According to another aspect of the exemplary embodiment of the disclosure, a camshaft support structure for an internal combustion engine (1) includes a cylinder head (2) having a valve gear chamber (16) on one side, a plurality of bearings provided on the valve gear chamber side of the cylinder head, a camshaft (32) rotatably supported by the plurality of bearings, a pulsar plate (77) provided at the camshaft and projecting in a radial direction of the camshaft, and a thrust plate (78) provided at the camshaft and projecting in the radial direction of the camshaft. The pulsar plate and the thrust plate are disposed so as to sandwich a first bearing (31) which is one of the plurality of bearings. The thrust plate has a first plane portion (83) at a side portion facing the first bearing, and the first plane portion is orthogonal to an axis line of the camshaft. The pulsar plate has a second plane portion (78) at a side portion facing the first bearing, the second plane portion being orthogonal to the axis line of the camshaft. Each of the first plane portion and the second plane portion slides in contact with the first bearing.
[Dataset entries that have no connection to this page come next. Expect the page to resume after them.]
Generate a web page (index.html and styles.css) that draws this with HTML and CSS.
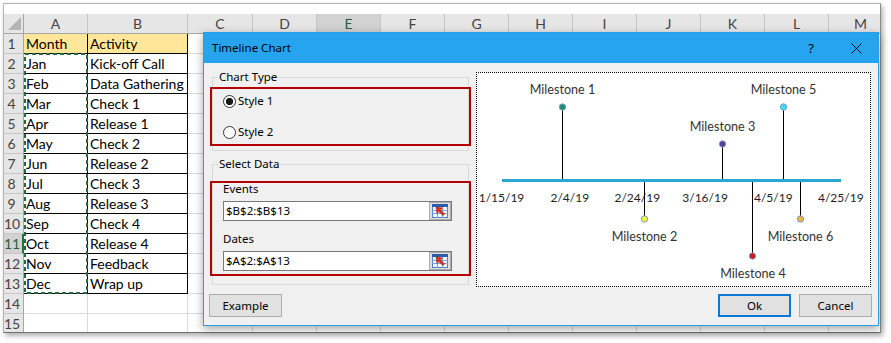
FILE: index.html
```html
<!DOCTYPE html>
<html>
<head>
<meta charset="utf-8">
<link rel="stylesheet" href="styles.css">
</head>
<body>
<div class="sheet">
  <div class="strip"></div>
  <div class="grid">
    <div class="corner"><svg width="19" height="19" viewBox="0 0 19 19"><polygon points="4,16 17,16 17,3" fill="#b4b4b4"/></svg></div>
    <div class="ch">A</div><div class="ch">B</div><div class="ch">C</div><div class="ch">D</div><div class="ch sel">E</div><div class="ch">F</div><div class="ch">G</div><div class="ch">H</div><div class="ch">I</div><div class="ch">J</div><div class="ch">K</div><div class="ch">L</div><div class="ch">M</div>

    <div class="rh">1</div><div class="c t y">Month</div><div class="c t y">Activity</div><div class="c"></div><div class="c"></div><div class="c"></div><div class="c"></div><div class="c"></div><div class="c"></div><div class="c"></div><div class="c"></div><div class="c"></div><div class="c"></div><div class="c"></div>
    <div class="rh">2</div><div class="c t">Jan</div><div class="c t">Kick-off Call</div><div class="c"></div><div class="c"></div><div class="c"></div><div class="c"></div><div class="c"></div><div class="c"></div><div class="c"></div><div class="c"></div><div class="c"></div><div class="c"></div><div class="c"></div>
    <div class="rh">3</div><div class="c t">Feb</div><div class="c t">Data Gathering</div><div class="c"></div><div class="c"></div><div class="c"></div><div class="c"></div><div class="c"></div><div class="c"></div><div class="c"></div><div class="c"></div><div class="c"></div><div class="c"></div><div class="c"></div>
    <div class="rh">4</div><div class="c t">Mar</div><div class="c t">Check 1</div><div class="c"></div><div class="c"></div><div class="c"></div><div class="c"></div><div class="c"></div><div class="c"></div><div class="c"></div><div class="c"></div><div class="c"></div><div class="c"></div><div class="c"></div>
    <div class="rh">5</div><div class="c t">Apr</div><div class="c t">Release 1</div><div class="c"></div><div class="c"></div><div class="c"></div><div class="c"></div><div class="c"></div><div class="c"></div><div class="c"></div><div class="c"></div><div class="c"></div><div class="c"></div><div class="c"></div>
    <div class="rh">6</div><div class="c t">May</div><div class="c t">Check 2</div><div class="c"></div><div class="c"></div><div class="c"></div><div class="c"></div><div class="c"></div><div class="c"></div><div class="c"></div><div class="c"></div><div class="c"></div><div class="c"></div><div class="c"></div>
    <div class="rh">7</div><div class="c t">Jun</div><div class="c t">Release 2</div><div class="c"></div><div class="c"></div><div class="c"></div><div class="c"></div><div class="c"></div><div class="c"></div><div class="c"></div><div class="c"></div><div class="c"></div><div class="c"></div><div class="c"></div>
    <div class="rh">8</div><div class="c t">Jul</div><div class="c t">Check 3</div><div class="c"></div><div class="c"></div><div class="c"></div><div class="c"></div><div class="c"></div><div class="c"></div><div class="c"></div><div class="c"></div><div class="c"></div><div class="c"></div><div class="c"></div>
    <div class="rh">9</div><div class="c t">Aug</div><div class="c t">Release 3</div><div class="c"></div><div class="c"></div><div class="c"></div><div class="c"></div><div class="c"></div><div class="c"></div><div class="c"></div><div class="c"></div><div class="c"></div><div class="c"></div><div class="c"></div>
    <div class="rh">10</div><div class="c t">Sep</div><div class="c t">Check 4</div><div class="c"></div><div class="c"></div><div class="c"></div><div class="c"></div><div class="c"></div><div class="c"></div><div class="c"></div><div class="c"></div><div class="c"></div><div class="c"></div><div class="c"></div>
    <div class="rh sel">11</div><div class="c t">Oct</div><div class="c t">Release 4</div><div class="c"></div><div class="c"></div><div class="c"></div><div class="c"></div><div class="c"></div><div class="c"></div><div class="c"></div><div class="c"></div><div class="c"></div><div class="c"></div><div class="c"></div>
    <div class="rh">12</div><div class="c t">Nov</div><div class="c t">Feedback</div><div class="c"></div><div class="c"></div><div class="c"></div><div class="c"></div><div class="c"></div><div class="c"></div><div class="c"></div><div class="c"></div><div class="c"></div><div class="c"></div><div class="c"></div>
    <div class="rh">13</div><div class="c t">Dec</div><div class="c t">Wrap up</div><div class="c"></div><div class="c"></div><div class="c"></div><div class="c"></div><div class="c"></div><div class="c"></div><div class="c"></div><div class="c"></div><div class="c"></div><div class="c"></div><div class="c"></div>
    <div class="rh">14</div><div class="c"></div><div class="c"></div><div class="c"></div><div class="c"></div><div class="c"></div><div class="c"></div><div class="c"></div><div class="c"></div><div class="c"></div><div class="c"></div><div class="c"></div><div class="c"></div><div class="c"></div>
    <div class="rh">15</div><div class="c"></div><div class="c"></div><div class="c"></div><div class="c"></div><div class="c"></div><div class="c"></div><div class="c"></div><div class="c"></div><div class="c"></div><div class="c"></div><div class="c"></div><div class="c"></div><div class="c"></div>

    <div class="marquee"><svg width="64" height="241" viewBox="0 0 64 241"><rect x="1" y="1" width="62" height="239" fill="none" stroke="#1d6b3e" stroke-width="2" stroke-dasharray="4 3"/></svg></div>
  </div>
</div>

<div class="dialog">
  <div class="titlebar">
    <span class="title">Timeline Chart</span>
    <span class="help">?</span>
    <svg class="close" width="11" height="11" viewBox="0 0 11 11"><path d="M0.5 0.5 L10.5 10.5 M10.5 0.5 L0.5 10.5" stroke="#000" stroke-width="1" fill="none"/></svg>
  </div>
  <div class="dbody">
    <div class="main">
      <div class="left">
        <div class="group g1">
          <div class="legend">Chart Type</div>
          <div class="hl radios">
            <div class="radio-row"><span class="radio on"></span><span>Style 1</span></div>
            <div class="radio-row"><span class="radio"></span><span>Style 2</span></div>
          </div>
        </div>
        <div class="group g2">
          <div class="legend">Select Data</div>
          <div class="hl fields">
            <div class="flabel">Events</div>
            <div class="input"><span class="val">$B$2:$B$13</span><span class="rbtn"><svg width="16" height="14" viewBox="0 0 16 14"><rect x="0.5" y="0.5" width="15" height="13" fill="#f4f8ff" stroke="#4d7fcf"/><rect x="0" y="0" width="16" height="3" fill="#2c5cb0"/><path d="M0 6.5 H16 M0 9.5 H16 M5.5 3 V14 M10.5 3 V14" stroke="#7aa3e3" stroke-width="1"/><polygon points="4,3 10.5,4 8.6,5.9 12.6,9.9 10.9,11.6 6.9,7.6 5,9.5" fill="#e0301e" stroke="#9a1a10" stroke-width="0.6"/></svg></span></div>
            <div class="flabel second">Dates</div>
            <div class="input"><span class="val">$A$2:$A$13</span><span class="rbtn"><svg width="16" height="14" viewBox="0 0 16 14"><rect x="0.5" y="0.5" width="15" height="13" fill="#f4f8ff" stroke="#4d7fcf"/><rect x="0" y="0" width="16" height="3" fill="#2c5cb0"/><path d="M0 6.5 H16 M0 9.5 H16 M5.5 3 V14 M10.5 3 V14" stroke="#7aa3e3" stroke-width="1"/><polygon points="4,3 10.5,4 8.6,5.9 12.6,9.9 10.9,11.6 6.9,7.6 5,9.5" fill="#e0301e" stroke="#9a1a10" stroke-width="0.6"/></svg></span></div>
          </div>
        </div>
      </div>
      <div class="chart">
        <svg width="393" height="213" viewBox="0 0 393 213">
          <rect x="25" y="106" width="339" height="3" fill="#2ba5d3"/>
          <g class="dt">
            <text x="24.5" y="129">1/15/19</text>
            <text x="92.8" y="129">2/4/19</text>
            <text x="160.3" y="129">2/24/19</text>
            <text x="228.1" y="129">3/16/19</text>
            <text x="296.3" y="129">4/5/19</text>
            <text x="363.8" y="129">4/25/19</text>
          </g>
          <g stroke="#000" stroke-width="1">
            <line x1="85.5" y1="34" x2="85.5" y2="106"/>
            <line x1="245.5" y1="71" x2="245.5" y2="106"/>
            <line x1="306.5" y1="34" x2="306.5" y2="106"/>
            <line x1="167.5" y1="109" x2="167.5" y2="146"/>
            <line x1="275.5" y1="109" x2="275.5" y2="183"/>
            <line x1="323.5" y1="109" x2="323.5" y2="146"/>
          </g>
          <g stroke="#7d9fc6" stroke-width="1">
            <circle cx="85.5" cy="34" r="3.2" fill="#1f8f78"/>
            <circle cx="245.5" cy="71" r="3.2" fill="#5a3c9c"/>
            <circle cx="306.5" cy="34" r="3.2" fill="#3fdcf4"/>
            <circle cx="167.5" cy="146" r="3.2" fill="#f2f24a"/>
            <circle cx="275.5" cy="183" r="3.2" fill="#c71c1c"/>
            <circle cx="323.5" cy="146" r="3.2" fill="#f0b04c"/>
          </g>
          <g class="ms">
            <text x="85.5" y="21">Milestone 1</text>
            <text x="245.5" y="58">Milestone 3</text>
            <text x="306.5" y="21">Milestone 5</text>
            <text x="167.5" y="168">Milestone 2</text>
            <text x="276" y="205">Milestone 4</text>
            <text x="323.5" y="168">Milestone 6</text>
          </g>
        </svg>
      </div>
    </div>
    <div class="footer">
      <button class="btn">Example</button>
      <span class="spacer"></span>
      <button class="btn ok">Ok</button>
      <button class="btn cancel">Cancel</button>
    </div>
  </div>
</div>
</body>
</html>
```
FILE: styles.css
```css
html, body {
  margin: 0;
  padding: 0;
}
body {
  width: 891px;
  height: 343px;
  overflow: hidden;
  background: #ffffff;
  font-family: Lato, "Liberation Sans", sans-serif;
  position: relative;
}

/* ---------- spreadsheet ---------- */
.sheet {
  box-sizing: border-box;
  margin: 3px 0 0 3px;
  width: 878px;
  height: 330px;
  border: 1px solid #b4b4b4;
  border-right-color: #8a8a8a;
  border-bottom-color: #6e6e6e;
  overflow: hidden;
  background: #fff;
  box-shadow: 2px 3px 5px rgba(0, 0, 0, 0.3);
}
.strip {
  height: 10px;
}
.grid {
  position: relative;
  display: grid;
  grid-template-columns: 20px 64px 100px 65px repeat(10, 64px);
  grid-template-rows: repeat(16, 20px);
}
.grid > div {
  box-sizing: border-box;
  border-right: 1px solid #dadada;
  border-bottom: 1px solid #dadada;
}
.corner {
  background: #e6e6e6;
  border-right-color: #a6a6a6 !important;
  border-bottom-color: #a6a6a6 !important;
}
.corner svg {
  display: block;
}
.ch {
  background: #e6e6e6;
  border-right-color: #c6c6c6 !important;
  border-bottom-color: #a6a6a6 !important;
  text-align: center;
  font-size: 14px;
  line-height: 19px;
  color: #444;
}
.ch.sel {
  background: #d2d2d2;
  color: #1f5e3c;
}
.rh {
  background: #e6e6e6;
  border-right-color: #a6a6a6 !important;
  border-bottom-color: #c6c6c6 !important;
  text-align: center;
  padding-right: 4px;
  font-size: 14px;
  line-height: 19px;
  color: #444;
}
.rh.sel {
  background: #d2d2d2;
  border-right: 2px solid #217346 !important;
  color: #2b5e40;
}
.c {
  font-size: 14px;
  line-height: 19px;
  padding-left: 2px;
  white-space: nowrap;
  overflow: hidden;
  color: #000;
}
.t {
  border-right-color: #000 !important;
  border-bottom-color: #000 !important;
}
.y {
  background: #ffe699;
}
.grid > .marquee {
  position: absolute;
  grid-column: 2;
  grid-row: 3 / 15;
  top: -1px;
  left: 0;
  right: 0;
  bottom: 0;
  border: none;
}
.marquee svg {
  display: block;
}

/* ---------- dialog ---------- */
.dialog {
  position: absolute;
  left: 203px;
  top: 32px;
  width: 676px;
  height: 294px;
  box-sizing: border-box;
  border: 1px solid #2a9de9;
  background: #f0f0f0;
  box-shadow: 0 3px 9px rgba(0, 0, 0, 0.35);
  font-family: "Noto Sans", "Open Sans", sans-serif;
  font-size: 11.5px;
  color: #000;
  display: flex;
  flex-direction: column;
}
.titlebar {
  height: 30px;
  background: #27a4f0;
  display: flex;
  align-items: center;
  padding-left: 8px;
}
.title {
  flex: 1;
  font-size: 11.5px;
  line-height: 16px;
}
.help {
  font-size: 13px;
  line-height: 16px;
  margin-right: 37px;
}
.close {
  display: block;
  margin-right: 16px;
}
.dbody {
  flex: 1;
  display: flex;
  flex-direction: column;
}
.main {
  display: flex;
  align-items: flex-start;
}
.left {
  margin-left: 8px;
  margin-top: 14px;
  width: 257px;
}
.group {
  border: 1px solid #d9d9d9;
  box-sizing: border-box;
}
.g1 {
  padding-bottom: 4px;
}
.g2 {
  margin-top: 13px;
  padding-bottom: 8px;
}
.legend {
  width: fit-content;
  margin-top: -9px;
  margin-left: 5px;
  padding: 0 1px;
  line-height: 16px;
  background: #f0f0f0;
}
.hl {
  border: 2px solid #b40000;
  margin: 2px -3px 0;
}
.radios {
  padding-left: 11px;
  display: flex;
  flex-direction: column;
  gap: 7px;
}
.radio-row {
  height: 24px;
  display: flex;
  align-items: center;
  gap: 2px;
  line-height: 16px;
}
.radio {
  box-sizing: border-box;
  width: 13px;
  height: 13px;
  border: 1px solid #333;
  border-radius: 50%;
  background: #fff;
}
.radio.on {
  background: radial-gradient(circle, #1a1a1a 0 3.4px, #ffffff 3.9px);
}
.fields {
  margin-top: 9px;
  padding: 0 0 3px 11px;
}
.flabel {
  line-height: 12px;
}
.flabel.second {
  margin-top: 12px;
}
.input {
  margin-top: 6px;
  width: 229px;
  height: 20px;
  box-sizing: border-box;
  border: 1px solid #7a7a7a;
  background: #fff;
  display: flex;
  align-items: center;
  justify-content: space-between;
}
.val {
  padding-left: 2px;
  line-height: 16px;
}
.rbtn {
  box-sizing: border-box;
  width: 22px;
  height: 18px;
  border: 1px solid #acacac;
  background: #dedede;
  display: flex;
  align-items: center;
  justify-content: center;
}
.rbtn svg {
  display: block;
}
.chart {
  margin-left: 7px;
  margin-top: 9px;
  width: 395px;
  height: 215px;
  box-sizing: border-box;
  border: 1px dotted #000;
  background: #fff;
}
.chart svg {
  display: block;
}
.dt text {
  font-family: Lato, "Liberation Sans", sans-serif;
  font-size: 12px;
  fill: #1e1e1e;
  text-anchor: middle;
}
.ms text {
  font-family: Lato, "Liberation Sans", sans-serif;
  font-size: 12.6px;
  fill: #333;
  text-anchor: middle;
}
.footer {
  display: flex;
  margin-top: 7px;
  padding-left: 5px;
  padding-right: 6px;
  gap: 8px;
}
.spacer {
  flex: 1;
}
.btn {
  box-sizing: border-box;
  width: 73px;
  height: 23px;
  margin: 0;
  padding: 0;
  border: 1px solid #adadad;
  background: #e1e1e1;
  font-family: "Noto Sans", "Open Sans", sans-serif;
  font-size: 11.5px;
  color: #000;
  line-height: 16px;
}
.btn.ok {
  border: 2px solid #0a78d7;
}
```
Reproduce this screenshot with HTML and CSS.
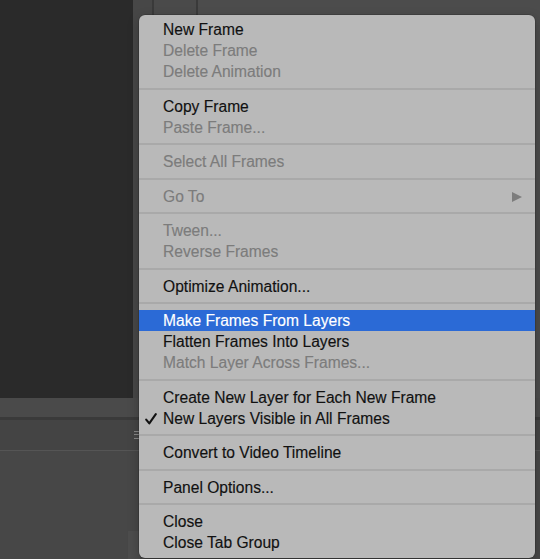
FILE: index.html
```html
<!DOCTYPE html>
<html>
<head>
<meta charset="utf-8">
<link rel="stylesheet" href="styles.css">
</head>
<body>
<div class="app">
  <div class="top">
    <div class="canvas"></div>
    <div class="side">
      <div class="tab t1"></div>
      <div class="tab t2"></div>
      <div class="tab t3"></div>
    </div>
  </div>
  <div class="band b1"></div>
  <div class="band b2"></div>
  <div class="band b3"><span class="grip"></span></div>
  <div class="band b4"><span class="box"></span></div>

  <div class="menu">
    <div class="item">New Frame</div>
    <div class="item dis">Delete Frame</div>
    <div class="item dis">Delete Animation</div>
    <div class="sep"></div>
    <div class="item">Copy Frame</div>
    <div class="item dis">Paste Frame...</div>
    <div class="sep"></div>
    <div class="item dis">Select All Frames</div>
    <div class="sep"></div>
    <div class="item dis sub">Go To<svg class="arrow" width="10" height="10" viewBox="0 0 10 10"><path d="M0 0 L10 5 L0 10 Z" fill="#7d7d7d"/></svg></div>
    <div class="sep"></div>
    <div class="item dis">Tween...</div>
    <div class="item dis">Reverse Frames</div>
    <div class="sep"></div>
    <div class="item">Optimize Animation...</div>
    <div class="sep"></div>
    <div class="item sel">Make Frames From Layers</div>
    <div class="item">Flatten Frames Into Layers</div>
    <div class="item dis">Match Layer Across Frames...</div>
    <div class="sep"></div>
    <div class="item">Create New Layer for Each New Frame</div>
    <div class="item checked"><svg class="check" width="12" height="12" viewBox="0 0 12 12"><path d="M1.2 6.6 L4.3 10.4 L10.8 1.2" fill="none" stroke="#111111" stroke-width="2.1" stroke-linecap="round" stroke-linejoin="round"/></svg>New Layers Visible in All Frames</div>
    <div class="sep"></div>
    <div class="item">Convert to Video Timeline</div>
    <div class="sep"></div>
    <div class="item">Panel Options...</div>
    <div class="sep"></div>
    <div class="item">Close</div>
    <div class="item">Close Tab Group</div>
  </div>
</div>
</body>
</html>
```

FILE: styles.css
```css
html, body {
  margin: 0;
  padding: 0;
  background: #474747;
}
.app {
  position: relative;
  width: 540px;
  height: 559px;
  overflow: hidden;
  display: flex;
  flex-direction: column;
  background: #484848;
}
.top {
  height: 398px;
  display: flex;
}
.canvas {
  width: 133px;
  background: #2a2a2a;
}
.side {
  flex: 1;
  display: flex;
  background: #474747;
}
.tab.t1 {
  width: 19px;
  border-right: 2px solid #3a3a3a;
}
.tab.t2 {
  width: 42px;
  border-right: 2px solid #3a3a3a;
  background: #4a4a4a;
}
.tab.t3 {
  flex: 1;
  background: #4c4c4c;
}
.band.b1 {
  height: 19px;
  background: #4a4a4a;
}
.band.b2 {
  height: 3px;
  background: #3a3a3a;
}
.band.b3 {
  height: 30px;
  background: #444444;
  border-bottom: 1px solid #555555;
  display: flex;
  align-items: center;
}
.grip {
  margin-left: 134px;
  width: 6px;
  height: 6px;
  border-top: 1px solid #8a8a8a;
  border-bottom: 1px solid #8a8a8a;
  background: linear-gradient(#484848 2px, #8a8a8a 2px, #8a8a8a 3px, #484848 3px);
}
.band.b4 {
  flex: 1;
  background: #474747;
  position: relative;
}
.box {
  position: absolute;
  left: 128px;
  top: 80px;
  width: 12px;
  height: 40px;
  background: #4d4d4d;
}

.menu {
  position: absolute;
  left: 139px;
  top: 15px;
  width: 396px;
  padding: 4px 0 5px;
  background: #b9b9b9;
  border-radius: 6px;
  box-shadow: 0 0 0 0.5px rgba(0,0,0,0.25), 0 4px 12px rgba(0,0,0,0.25);
  font-family: "Liberation Sans", Arial, sans-serif;
  font-size: 15.6px;
  color: #111111;
  -webkit-text-stroke: 0.15px currentColor;
}
.item {
  position: relative;
  height: 21px;
  line-height: 21px;
  padding-left: 24px;
  white-space: nowrap;
}
.item.dis {
  color: #7c7c7c;
}
.item.sel {
  background: #2b6ad6;
  color: #ffffff;
}
.check {
  position: absolute;
  left: 145px;
  left: 6px;
  top: 5px;
}
.arrow {
  position: absolute;
  right: 13px;
  top: 6px;
}
.sep {
  height: 2px;
  margin: 5.75px 0;
  background: #a9a9a9;
}
```
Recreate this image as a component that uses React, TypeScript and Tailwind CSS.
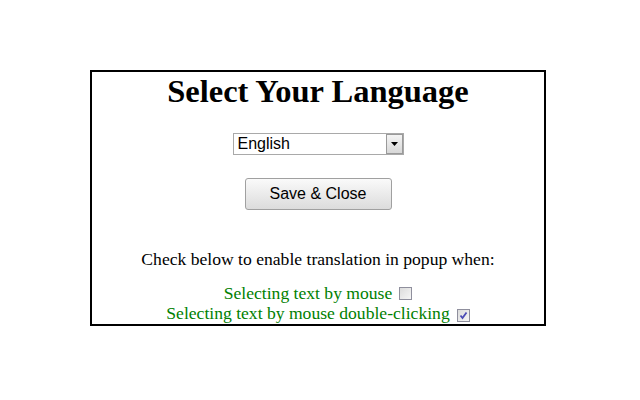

According to this configuration of the exemplary embodiment, the pulsar plate protrusively provided on the peripheral surface of the camshaft and the thrust plate sandwich the first bearing in the thrust direction of the camshaft, thereby restricting the movement of the camshaft in the thrust direction. It is unnecessary to separately provide a holder to rotatably receive the thrust plate and the pulsar plate, thus making it possible to reduce the quantity of parts.
Configured in the above manner, the camshaft support structure for an internal combustion engine can restrict the movement of the camshaft in the thrust direction with a simple structure.
Obviously, numerous modifications and variations of the present invention are possible in light of the above teachings. It is therefore to be understood that within the scope of the appended claims, the invention may be practiced otherwise than as specifically described herein.